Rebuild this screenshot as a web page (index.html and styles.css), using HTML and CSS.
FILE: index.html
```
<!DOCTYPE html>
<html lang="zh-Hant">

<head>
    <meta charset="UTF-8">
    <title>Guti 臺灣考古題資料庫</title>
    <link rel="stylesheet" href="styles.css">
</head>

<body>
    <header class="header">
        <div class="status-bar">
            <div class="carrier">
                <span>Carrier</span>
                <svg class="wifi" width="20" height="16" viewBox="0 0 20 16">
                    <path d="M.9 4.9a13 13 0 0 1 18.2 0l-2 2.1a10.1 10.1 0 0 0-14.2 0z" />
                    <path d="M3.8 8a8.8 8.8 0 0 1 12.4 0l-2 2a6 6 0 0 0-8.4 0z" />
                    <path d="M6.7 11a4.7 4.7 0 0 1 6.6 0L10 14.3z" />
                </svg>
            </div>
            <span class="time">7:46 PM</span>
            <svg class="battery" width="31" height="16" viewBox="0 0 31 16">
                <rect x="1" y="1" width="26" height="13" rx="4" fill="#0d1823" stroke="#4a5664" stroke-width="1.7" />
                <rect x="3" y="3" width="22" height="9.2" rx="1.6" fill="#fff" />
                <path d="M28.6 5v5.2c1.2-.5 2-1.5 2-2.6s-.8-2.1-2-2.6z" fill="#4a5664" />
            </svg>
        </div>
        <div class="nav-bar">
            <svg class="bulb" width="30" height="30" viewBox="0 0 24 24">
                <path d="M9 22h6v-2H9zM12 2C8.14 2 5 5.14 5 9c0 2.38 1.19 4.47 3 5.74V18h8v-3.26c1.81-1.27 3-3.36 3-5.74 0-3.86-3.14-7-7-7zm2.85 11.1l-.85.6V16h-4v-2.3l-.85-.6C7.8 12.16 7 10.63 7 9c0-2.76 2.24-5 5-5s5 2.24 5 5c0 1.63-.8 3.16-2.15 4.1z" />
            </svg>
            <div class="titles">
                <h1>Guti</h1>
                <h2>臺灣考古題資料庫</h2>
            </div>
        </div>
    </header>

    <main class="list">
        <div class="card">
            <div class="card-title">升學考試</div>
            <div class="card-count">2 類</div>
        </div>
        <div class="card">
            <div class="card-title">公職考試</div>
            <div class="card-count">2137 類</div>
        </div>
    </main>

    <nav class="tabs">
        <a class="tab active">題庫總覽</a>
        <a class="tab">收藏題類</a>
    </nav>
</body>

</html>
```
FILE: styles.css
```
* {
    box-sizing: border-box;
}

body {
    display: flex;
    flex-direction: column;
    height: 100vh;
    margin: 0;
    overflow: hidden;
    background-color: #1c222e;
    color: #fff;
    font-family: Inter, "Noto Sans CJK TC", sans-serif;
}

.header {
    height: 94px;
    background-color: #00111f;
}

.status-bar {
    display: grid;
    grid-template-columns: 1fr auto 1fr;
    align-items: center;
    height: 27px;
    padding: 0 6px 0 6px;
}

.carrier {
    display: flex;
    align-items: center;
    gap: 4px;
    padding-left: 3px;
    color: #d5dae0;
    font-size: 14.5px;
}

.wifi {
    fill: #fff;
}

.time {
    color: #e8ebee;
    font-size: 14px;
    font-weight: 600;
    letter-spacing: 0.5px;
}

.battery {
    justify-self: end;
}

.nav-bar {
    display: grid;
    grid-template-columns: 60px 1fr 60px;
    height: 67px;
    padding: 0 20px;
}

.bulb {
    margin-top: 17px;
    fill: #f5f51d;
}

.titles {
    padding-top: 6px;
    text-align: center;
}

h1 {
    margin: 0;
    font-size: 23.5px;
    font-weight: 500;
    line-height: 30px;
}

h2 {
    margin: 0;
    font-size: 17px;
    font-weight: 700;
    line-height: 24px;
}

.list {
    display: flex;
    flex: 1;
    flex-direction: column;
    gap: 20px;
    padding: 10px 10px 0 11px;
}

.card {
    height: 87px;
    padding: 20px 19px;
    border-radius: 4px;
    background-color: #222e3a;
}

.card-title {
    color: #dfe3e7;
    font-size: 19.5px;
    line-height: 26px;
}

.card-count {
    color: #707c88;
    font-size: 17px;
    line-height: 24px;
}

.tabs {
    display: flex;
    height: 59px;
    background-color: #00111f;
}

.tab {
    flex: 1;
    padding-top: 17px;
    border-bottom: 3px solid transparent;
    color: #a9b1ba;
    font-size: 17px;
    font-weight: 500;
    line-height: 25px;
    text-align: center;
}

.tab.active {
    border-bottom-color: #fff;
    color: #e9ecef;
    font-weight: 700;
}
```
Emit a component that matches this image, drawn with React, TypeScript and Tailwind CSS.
▬▬▬▬▬▬
*Goal*
Return every entry exactly as given.

*Exercise output*
Rebuild this screenshot as a web page (index.html and styles.css), using HTML and CSS.
FILE: index.html
```
<!DOCTYPE html>
<html lang="zh-Hant">

<head>
    <meta charset="UTF-8">
    <title>Guti 臺灣考古題資料庫</title>
    <link rel="stylesheet" href="styles.css">
</head>

<body>
    <header class="header">
        <div class="status-bar">
            <div class="carrier">
                <span>Carrier</span>
                <svg class="wifi" width="20" height="16" viewBox="0 0 20 16">
                    <path d="M.9 4.9a13 13 0 0 1 18.2 0l-2 2.1a10.1 10.1 0 0 0-14.2 0z" />
                    <path d="M3.8 8a8.8 8.8 0 0 1 12.4 0l-2 2a6 6 0 0 0-8.4 0z" />
                    <path d="M6.7 11a4.7 4.7 0 0 1 6.6 0L10 14.3z" />
                </svg>
            </div>
            <span class="time">7:46 PM</span>
            <svg class="battery" width="31" height="16" viewBox="0 0 31 16">
                <rect x="1" y="1" width="26" height="13" rx="4" fill="#0d1823" stroke="#4a5664" stroke-width="1.7" />
                <rect x="3" y="3" width="22" height="9.2" rx="1.6" fill="#fff" />
                <path d="M28.6 5v5.2c1.2-.5 2-1.5 2-2.6s-.8-2.1-2-2.6z" fill="#4a5664" />
            </svg>
        </div>
        <div class="nav-bar">
            <svg class="bulb" width="30" height="30" viewBox="0 0 24 24">
                <path d="M9 22h6v-2H9zM12 2C8.14 2 5 5.14 5 9c0 2.38 1.19 4.47 3 5.74V18h8v-3.26c1.81-1.27 3-3.36 3-5.74 0-3.86-3.14-7-7-7zm2.85 11.1l-.85.6V16h-4v-2.3l-.85-.6C7.8 12.16 7 10.63 7 9c0-2.76 2.24-5 5-5s5 2.24 5 5c0 1.63-.8 3.16-2.15 4.1z" />
            </svg>
            <div class="titles">
                <h1>Guti</h1>
                <h2>臺灣考古題資料庫</h2>
            </div>
        </div>
    </header>

    <main class="list">
        <div class="card">
            <div class="card-title">升學考試</div>
            <div class="card-count">2 類</div>
        </div>
        <div class="card">
            <div class="card-title">公職考試</div>
            <div class="card-count">2137 類</div>
        </div>
    </main>

    <nav class="tabs">
        <a class="tab active">題庫總覽</a>
        <a class="tab">收藏題類</a>
    </nav>
</body>

</html>
```
FILE: styles.css
```
* {
    box-sizing: border-box;
}

body {
    display: flex;
    flex-direction: column;
    height: 100vh;
    margin: 0;
    overflow: hidden;
    background-color: #1c222e;
    color: #fff;
    font-family: Inter, "Noto Sans CJK TC", sans-serif;
}

.header {
    height: 94px;
    background-color: #00111f;
}

.status-bar {
    display: grid;
    grid-template-columns: 1fr auto 1fr;
    align-items: center;
    height: 27px;
    padding: 0 6px 0 6px;
}

.carrier {
    display: flex;
    align-items: center;
    gap: 4px;
    padding-left: 3px;
    color: #d5dae0;
    font-size: 14.5px;
}

.wifi {
    fill: #fff;
}

.time {
    color: #e8ebee;
    font-size: 14px;
    font-weight: 600;
    letter-spacing: 0.5px;
}

.battery {
    justify-self: end;
}

.nav-bar {
    display: grid;
    grid-template-columns: 60px 1fr 60px;
    height: 67px;
    padding: 0 20px;
}

.bulb {
    margin-top: 17px;
    fill: #f5f51d;
}

.titles {
    padding-top: 6px;
    text-align: center;
}

h1 {
    margin: 0;
    font-size: 23.5px;
    font-weight: 500;
    line-height: 30px;
}

h2 {
    margin: 0;
    font-size: 17px;
    font-weight: 700;
    line-height: 24px;
}

.list {
    display: flex;
    flex: 1;
    flex-direction: column;
    gap: 20px;
    padding: 10px 10px 0 11px;
}

.card {
    height: 87px;
    padding: 20px 19px;
    border-radius: 4px;
    background-color: #222e3a;
}

.card-title {
    color: #dfe3e7;
    font-size: 19.5px;
    line-height: 26px;
}

.card-count {
    color: #707c88;
    font-size: 17px;
    line-height: 24px;
}

.tabs {
    display: flex;
    height: 59px;
    background-color: #00111f;
}

.tab {
    flex: 1;
    padding-top: 17px;
    border-bottom: 3px solid transparent;
    color: #a9b1ba;
    font-size: 17px;
    font-weight: 500;
    line-height: 25px;
    text-align: center;
}

.tab.active {
    border-bottom-color: #fff;
    color: #e9ecef;
    font-weight: 700;
}
```
Emit a component that matches this image, drawn with React, TypeScript and Tailwind CSS.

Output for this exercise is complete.